• WRITTEN EXERCISE:
Print, word for word, every line from the beginning of the listing up to and including the line with "ExternalLink, X, Minus". Pictures are to be excluded.
^^^^
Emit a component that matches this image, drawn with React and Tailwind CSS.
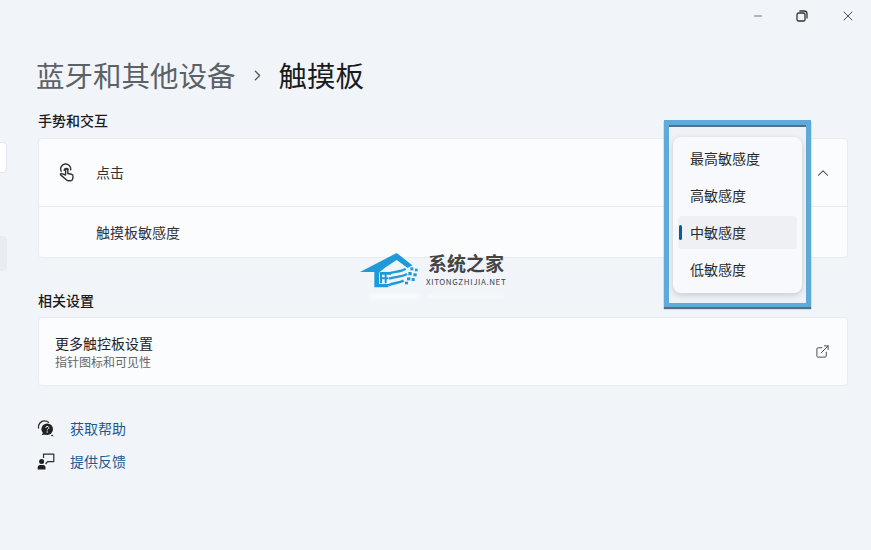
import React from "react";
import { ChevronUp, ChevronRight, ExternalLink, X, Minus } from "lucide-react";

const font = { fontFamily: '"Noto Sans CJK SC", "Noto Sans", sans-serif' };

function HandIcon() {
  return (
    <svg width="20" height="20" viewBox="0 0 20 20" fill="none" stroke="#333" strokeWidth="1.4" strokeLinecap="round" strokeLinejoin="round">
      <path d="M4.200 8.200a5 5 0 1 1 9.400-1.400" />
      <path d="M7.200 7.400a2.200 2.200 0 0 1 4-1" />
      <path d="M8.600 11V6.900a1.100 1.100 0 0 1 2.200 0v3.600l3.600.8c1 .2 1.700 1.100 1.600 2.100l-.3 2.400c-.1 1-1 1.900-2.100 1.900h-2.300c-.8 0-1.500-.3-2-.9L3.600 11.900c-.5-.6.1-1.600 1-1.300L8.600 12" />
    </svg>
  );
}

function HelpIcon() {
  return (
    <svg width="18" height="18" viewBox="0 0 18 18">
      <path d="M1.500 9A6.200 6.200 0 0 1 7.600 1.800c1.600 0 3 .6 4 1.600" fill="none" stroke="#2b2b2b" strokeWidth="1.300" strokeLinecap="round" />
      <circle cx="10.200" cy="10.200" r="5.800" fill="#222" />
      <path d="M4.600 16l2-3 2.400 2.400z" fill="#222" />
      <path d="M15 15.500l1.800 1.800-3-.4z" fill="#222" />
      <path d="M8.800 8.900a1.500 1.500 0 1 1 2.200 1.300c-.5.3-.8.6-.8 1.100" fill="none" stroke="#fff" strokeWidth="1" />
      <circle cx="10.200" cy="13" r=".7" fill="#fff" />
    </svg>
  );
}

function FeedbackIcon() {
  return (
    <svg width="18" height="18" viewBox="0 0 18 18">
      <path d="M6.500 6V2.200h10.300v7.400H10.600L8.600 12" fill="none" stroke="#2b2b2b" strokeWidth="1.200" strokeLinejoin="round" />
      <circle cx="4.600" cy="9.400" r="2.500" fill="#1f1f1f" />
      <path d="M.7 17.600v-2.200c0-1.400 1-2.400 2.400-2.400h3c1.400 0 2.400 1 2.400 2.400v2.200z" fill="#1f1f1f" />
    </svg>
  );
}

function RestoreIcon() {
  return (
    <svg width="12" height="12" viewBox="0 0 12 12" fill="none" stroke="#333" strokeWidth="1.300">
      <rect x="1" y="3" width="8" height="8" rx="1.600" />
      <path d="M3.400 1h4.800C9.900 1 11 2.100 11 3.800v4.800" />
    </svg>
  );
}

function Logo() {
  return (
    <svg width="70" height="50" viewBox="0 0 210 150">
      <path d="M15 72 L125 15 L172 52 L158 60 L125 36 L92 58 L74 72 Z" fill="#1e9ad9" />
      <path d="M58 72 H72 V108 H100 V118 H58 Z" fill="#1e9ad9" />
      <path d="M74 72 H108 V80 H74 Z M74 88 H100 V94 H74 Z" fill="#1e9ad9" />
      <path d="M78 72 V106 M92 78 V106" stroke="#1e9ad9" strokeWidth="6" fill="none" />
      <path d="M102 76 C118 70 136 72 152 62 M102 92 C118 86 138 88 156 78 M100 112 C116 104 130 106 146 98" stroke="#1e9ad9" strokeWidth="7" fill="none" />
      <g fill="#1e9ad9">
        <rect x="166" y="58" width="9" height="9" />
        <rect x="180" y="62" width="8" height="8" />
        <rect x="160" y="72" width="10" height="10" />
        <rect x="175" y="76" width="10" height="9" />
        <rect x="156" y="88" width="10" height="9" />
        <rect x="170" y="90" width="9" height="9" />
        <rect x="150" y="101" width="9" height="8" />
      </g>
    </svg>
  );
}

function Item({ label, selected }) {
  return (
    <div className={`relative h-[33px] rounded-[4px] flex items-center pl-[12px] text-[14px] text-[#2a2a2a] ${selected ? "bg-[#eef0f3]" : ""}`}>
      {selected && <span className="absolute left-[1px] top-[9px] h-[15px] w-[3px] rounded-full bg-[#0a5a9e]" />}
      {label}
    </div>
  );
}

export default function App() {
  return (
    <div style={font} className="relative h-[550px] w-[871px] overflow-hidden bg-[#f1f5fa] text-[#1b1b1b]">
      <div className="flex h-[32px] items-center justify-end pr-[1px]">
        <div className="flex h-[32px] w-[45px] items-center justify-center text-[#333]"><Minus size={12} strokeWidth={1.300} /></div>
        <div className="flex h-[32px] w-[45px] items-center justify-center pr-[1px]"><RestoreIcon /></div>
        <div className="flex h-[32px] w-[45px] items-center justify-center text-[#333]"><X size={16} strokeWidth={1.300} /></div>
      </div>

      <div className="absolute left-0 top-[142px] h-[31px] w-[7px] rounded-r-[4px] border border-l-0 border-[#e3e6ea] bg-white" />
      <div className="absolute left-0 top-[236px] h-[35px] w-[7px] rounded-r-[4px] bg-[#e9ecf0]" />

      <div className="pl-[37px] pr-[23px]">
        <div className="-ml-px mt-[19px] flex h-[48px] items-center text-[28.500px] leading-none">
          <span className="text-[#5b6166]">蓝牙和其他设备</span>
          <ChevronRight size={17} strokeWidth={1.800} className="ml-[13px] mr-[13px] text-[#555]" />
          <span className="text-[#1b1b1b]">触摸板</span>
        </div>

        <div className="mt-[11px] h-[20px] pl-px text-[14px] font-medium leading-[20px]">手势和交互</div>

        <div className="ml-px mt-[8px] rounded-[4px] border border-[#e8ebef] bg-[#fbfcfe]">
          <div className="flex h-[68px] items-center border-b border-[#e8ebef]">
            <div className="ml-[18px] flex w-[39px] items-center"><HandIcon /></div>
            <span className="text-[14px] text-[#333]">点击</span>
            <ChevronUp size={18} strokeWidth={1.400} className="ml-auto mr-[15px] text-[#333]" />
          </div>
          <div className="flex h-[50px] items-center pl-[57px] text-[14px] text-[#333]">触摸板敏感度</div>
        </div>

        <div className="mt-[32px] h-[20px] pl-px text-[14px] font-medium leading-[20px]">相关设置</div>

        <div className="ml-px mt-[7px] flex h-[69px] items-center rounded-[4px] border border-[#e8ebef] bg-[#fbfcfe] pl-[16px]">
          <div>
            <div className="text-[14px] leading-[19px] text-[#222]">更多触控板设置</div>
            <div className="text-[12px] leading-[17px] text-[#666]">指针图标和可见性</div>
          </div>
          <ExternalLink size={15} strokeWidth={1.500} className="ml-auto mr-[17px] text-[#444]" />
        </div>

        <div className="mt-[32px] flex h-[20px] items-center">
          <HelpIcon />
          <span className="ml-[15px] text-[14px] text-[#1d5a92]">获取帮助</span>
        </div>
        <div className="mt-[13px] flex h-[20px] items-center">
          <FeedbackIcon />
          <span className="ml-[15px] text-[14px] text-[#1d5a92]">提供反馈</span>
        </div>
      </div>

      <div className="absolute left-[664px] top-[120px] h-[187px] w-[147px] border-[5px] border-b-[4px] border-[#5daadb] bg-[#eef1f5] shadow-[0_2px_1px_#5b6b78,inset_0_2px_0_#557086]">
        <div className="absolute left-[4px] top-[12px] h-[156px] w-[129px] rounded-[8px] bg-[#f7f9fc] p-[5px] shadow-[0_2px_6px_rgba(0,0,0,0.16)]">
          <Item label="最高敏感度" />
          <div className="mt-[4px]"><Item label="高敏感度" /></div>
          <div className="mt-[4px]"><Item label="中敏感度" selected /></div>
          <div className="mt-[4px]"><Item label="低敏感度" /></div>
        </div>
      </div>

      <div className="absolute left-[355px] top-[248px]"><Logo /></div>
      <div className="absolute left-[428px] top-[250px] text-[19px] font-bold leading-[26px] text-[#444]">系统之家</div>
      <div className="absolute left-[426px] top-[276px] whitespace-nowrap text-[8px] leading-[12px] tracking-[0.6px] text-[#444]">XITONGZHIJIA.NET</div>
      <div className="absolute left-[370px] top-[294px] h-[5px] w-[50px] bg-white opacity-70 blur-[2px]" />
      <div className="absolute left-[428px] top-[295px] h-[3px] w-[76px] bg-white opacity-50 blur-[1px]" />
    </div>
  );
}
^^^^
• RIGHT ANSWER:
Emit a component that matches this image, drawn with React and Tailwind CSS.
import React from "react";
import { ChevronUp, ChevronRight, ExternalLink, X, Minus } from "lucide-react";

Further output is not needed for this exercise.